Carbon dioxide (\(\text{CO}_2\)) is technically neither a traditional acid nor a base in its pure gaseous state. Its acidic nature only becomes apparent when it interacts with water. When dissolved, \(\text{CO}_2\) behaves as an acidic anhydride, a compound that reacts with water to produce an acid. This interaction forms carbonic acid, a weak acid that plays a significant role in both natural processes and environmental systems.
Defining Acidity
Acidity and basicity are measured using the \(\text{pH}\) scale, a logarithmic range from 0 to 14. A \(\text{pH}\) value of 7 is considered neutral, such as pure water, while anything below 7 is acidic and anything above 7 is basic. Because the scale is logarithmic, a drop of one \(\text{pH}\) unit represents a tenfold increase in acidity.
The Arrhenius definition states that an acid is a substance that produces hydrogen ions (\(\text{H}^+\)) when dissolved in water. The Brønsted-Lowry definition characterizes an acid as any substance capable of donating a proton (\(\text{H}^+\)) to another substance. Carbon dioxide falls into the category of a non-metal oxide that reacts with water to form an acid, which is the definition of an acidic anhydride.
The Chemical Reaction That Forms Carbonic Acid
The acidic nature of carbon dioxide is revealed through its reaction with water. First, dissolved \(\text{CO}_2\) molecules form carbonic acid (\(\text{H}_2\text{CO}_3\)). This initial reaction is represented as \(\text{CO}_2 + \text{H}_2\text{O} \rightleftharpoons \text{H}_2\text{CO}_3\).
Carbonic acid ionizes, giving the solution its acidic properties. The carbonic acid molecule acts as an acid by donating one of its protons (\(\text{H}^+\)). This ionization is shown as \(\text{H}_2\text{CO}_3 \rightleftharpoons \text{H}^+ + \text{HCO}_3^-\), producing a hydrogen ion and a bicarbonate ion. The release of the \(\text{H}^+\) proton lowers the \(\text{pH}\) and confirms the substance’s acidic behavior.
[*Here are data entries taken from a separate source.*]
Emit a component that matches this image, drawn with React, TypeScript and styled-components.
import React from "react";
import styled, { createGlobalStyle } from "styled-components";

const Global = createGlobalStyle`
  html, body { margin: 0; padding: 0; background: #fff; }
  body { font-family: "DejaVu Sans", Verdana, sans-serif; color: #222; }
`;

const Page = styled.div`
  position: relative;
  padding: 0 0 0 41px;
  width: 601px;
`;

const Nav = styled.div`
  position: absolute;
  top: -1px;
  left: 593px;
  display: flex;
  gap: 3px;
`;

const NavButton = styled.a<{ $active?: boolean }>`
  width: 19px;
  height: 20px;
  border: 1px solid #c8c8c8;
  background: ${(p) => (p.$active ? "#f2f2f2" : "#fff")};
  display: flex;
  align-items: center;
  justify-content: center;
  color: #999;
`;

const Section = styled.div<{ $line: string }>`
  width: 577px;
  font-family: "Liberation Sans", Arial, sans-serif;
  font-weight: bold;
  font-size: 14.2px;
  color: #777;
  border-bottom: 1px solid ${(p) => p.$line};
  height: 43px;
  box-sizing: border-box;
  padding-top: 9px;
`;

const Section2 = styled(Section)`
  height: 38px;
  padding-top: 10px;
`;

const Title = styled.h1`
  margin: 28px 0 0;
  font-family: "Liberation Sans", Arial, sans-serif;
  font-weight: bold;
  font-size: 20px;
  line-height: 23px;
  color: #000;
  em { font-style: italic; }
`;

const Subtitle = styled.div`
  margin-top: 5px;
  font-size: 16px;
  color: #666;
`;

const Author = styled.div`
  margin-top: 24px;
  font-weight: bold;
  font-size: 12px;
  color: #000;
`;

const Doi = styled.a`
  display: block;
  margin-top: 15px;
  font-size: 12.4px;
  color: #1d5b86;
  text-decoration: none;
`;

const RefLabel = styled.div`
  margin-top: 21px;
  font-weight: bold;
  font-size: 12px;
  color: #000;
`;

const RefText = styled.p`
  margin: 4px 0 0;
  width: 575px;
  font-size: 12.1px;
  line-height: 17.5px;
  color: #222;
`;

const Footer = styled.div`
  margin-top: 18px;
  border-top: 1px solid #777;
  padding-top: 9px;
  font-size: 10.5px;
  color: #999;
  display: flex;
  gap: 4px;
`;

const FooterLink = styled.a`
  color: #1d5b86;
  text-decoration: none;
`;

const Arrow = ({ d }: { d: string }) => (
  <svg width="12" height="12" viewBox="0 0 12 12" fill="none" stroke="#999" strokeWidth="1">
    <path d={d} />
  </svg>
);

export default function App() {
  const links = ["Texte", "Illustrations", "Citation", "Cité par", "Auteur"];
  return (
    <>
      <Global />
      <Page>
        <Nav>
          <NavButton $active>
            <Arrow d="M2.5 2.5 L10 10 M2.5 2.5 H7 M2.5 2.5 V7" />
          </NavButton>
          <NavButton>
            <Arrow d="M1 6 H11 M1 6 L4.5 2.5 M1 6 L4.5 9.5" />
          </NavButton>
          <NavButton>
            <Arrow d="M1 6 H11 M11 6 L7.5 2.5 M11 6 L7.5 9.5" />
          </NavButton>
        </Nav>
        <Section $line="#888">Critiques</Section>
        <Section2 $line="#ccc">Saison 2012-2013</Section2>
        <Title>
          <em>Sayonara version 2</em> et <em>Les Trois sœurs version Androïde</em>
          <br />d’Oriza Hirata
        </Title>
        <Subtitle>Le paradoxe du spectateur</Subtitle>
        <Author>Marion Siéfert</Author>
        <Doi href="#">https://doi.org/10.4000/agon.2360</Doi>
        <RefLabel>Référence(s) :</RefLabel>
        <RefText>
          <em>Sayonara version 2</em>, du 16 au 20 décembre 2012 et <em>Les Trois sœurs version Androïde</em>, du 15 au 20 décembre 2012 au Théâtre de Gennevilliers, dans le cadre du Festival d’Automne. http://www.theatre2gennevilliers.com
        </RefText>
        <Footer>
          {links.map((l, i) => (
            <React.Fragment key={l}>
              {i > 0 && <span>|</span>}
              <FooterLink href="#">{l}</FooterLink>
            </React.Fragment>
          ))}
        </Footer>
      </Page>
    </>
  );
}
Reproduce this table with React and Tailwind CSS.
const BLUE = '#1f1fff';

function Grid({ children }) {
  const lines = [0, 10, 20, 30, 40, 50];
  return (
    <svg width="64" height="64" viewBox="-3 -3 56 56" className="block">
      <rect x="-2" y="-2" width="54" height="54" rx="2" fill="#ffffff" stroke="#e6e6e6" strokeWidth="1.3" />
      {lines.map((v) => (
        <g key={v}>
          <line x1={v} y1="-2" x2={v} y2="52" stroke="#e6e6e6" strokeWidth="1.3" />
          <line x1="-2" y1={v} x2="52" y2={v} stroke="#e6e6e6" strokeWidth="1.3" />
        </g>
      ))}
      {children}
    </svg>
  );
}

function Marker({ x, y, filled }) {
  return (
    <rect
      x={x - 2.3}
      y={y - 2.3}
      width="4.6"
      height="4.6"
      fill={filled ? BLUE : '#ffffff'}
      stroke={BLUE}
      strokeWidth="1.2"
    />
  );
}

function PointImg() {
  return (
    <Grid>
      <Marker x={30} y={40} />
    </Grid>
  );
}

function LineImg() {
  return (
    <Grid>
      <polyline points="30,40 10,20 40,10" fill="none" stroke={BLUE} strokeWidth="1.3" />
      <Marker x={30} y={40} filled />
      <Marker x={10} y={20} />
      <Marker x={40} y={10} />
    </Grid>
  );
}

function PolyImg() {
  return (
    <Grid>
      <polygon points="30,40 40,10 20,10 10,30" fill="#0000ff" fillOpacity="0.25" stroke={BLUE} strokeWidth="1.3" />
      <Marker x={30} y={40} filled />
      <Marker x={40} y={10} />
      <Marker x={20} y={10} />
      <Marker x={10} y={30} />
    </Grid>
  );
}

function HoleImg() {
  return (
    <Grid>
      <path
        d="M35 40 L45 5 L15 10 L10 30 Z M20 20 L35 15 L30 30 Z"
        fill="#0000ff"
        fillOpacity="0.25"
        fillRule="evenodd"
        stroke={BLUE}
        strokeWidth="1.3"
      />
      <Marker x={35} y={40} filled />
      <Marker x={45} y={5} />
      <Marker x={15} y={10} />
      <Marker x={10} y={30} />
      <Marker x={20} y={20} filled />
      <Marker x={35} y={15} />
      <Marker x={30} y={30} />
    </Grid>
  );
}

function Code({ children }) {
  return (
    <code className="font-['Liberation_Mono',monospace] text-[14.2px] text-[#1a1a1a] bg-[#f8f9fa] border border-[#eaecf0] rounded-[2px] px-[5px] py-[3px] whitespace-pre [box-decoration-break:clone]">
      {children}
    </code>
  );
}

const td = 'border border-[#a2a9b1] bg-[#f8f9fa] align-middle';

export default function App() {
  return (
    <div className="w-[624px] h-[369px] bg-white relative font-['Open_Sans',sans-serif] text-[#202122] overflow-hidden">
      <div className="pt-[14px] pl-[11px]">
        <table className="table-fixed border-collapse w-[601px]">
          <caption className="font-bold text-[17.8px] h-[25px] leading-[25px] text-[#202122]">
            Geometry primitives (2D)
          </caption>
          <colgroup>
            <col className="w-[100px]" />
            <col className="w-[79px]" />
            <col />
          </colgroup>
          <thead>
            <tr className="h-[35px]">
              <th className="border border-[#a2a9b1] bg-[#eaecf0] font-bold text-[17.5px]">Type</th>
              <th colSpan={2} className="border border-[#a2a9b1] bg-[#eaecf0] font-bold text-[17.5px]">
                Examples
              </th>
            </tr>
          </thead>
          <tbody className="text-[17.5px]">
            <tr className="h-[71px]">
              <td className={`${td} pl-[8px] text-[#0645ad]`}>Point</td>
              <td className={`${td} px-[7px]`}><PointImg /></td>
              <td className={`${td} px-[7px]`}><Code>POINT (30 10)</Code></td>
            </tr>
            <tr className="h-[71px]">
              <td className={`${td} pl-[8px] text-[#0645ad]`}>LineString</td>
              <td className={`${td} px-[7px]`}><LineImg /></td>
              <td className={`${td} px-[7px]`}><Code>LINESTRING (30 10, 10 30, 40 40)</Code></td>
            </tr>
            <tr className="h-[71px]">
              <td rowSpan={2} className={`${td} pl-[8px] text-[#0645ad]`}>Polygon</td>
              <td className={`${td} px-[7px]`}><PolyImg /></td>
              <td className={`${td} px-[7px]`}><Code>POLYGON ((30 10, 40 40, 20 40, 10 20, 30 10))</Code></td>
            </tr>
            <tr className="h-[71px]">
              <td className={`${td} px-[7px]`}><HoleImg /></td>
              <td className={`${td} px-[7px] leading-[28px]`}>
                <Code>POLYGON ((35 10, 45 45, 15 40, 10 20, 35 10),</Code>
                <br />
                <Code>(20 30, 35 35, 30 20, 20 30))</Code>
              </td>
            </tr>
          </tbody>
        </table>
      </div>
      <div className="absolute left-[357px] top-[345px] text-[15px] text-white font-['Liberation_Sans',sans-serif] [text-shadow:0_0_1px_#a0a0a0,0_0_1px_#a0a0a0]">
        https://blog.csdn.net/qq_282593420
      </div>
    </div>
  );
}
Carbonic acid is classified as a weak acid because its ionization is incomplete. The equilibrium strongly favors the reactants, meaning most \(\text{H}_2\text{CO}_3\) molecules remain intact. \(\text{CO}_2\) is termed the acidic anhydride of \(\text{H}_2\text{CO}_3\) because it is the oxide from which the acid is formed.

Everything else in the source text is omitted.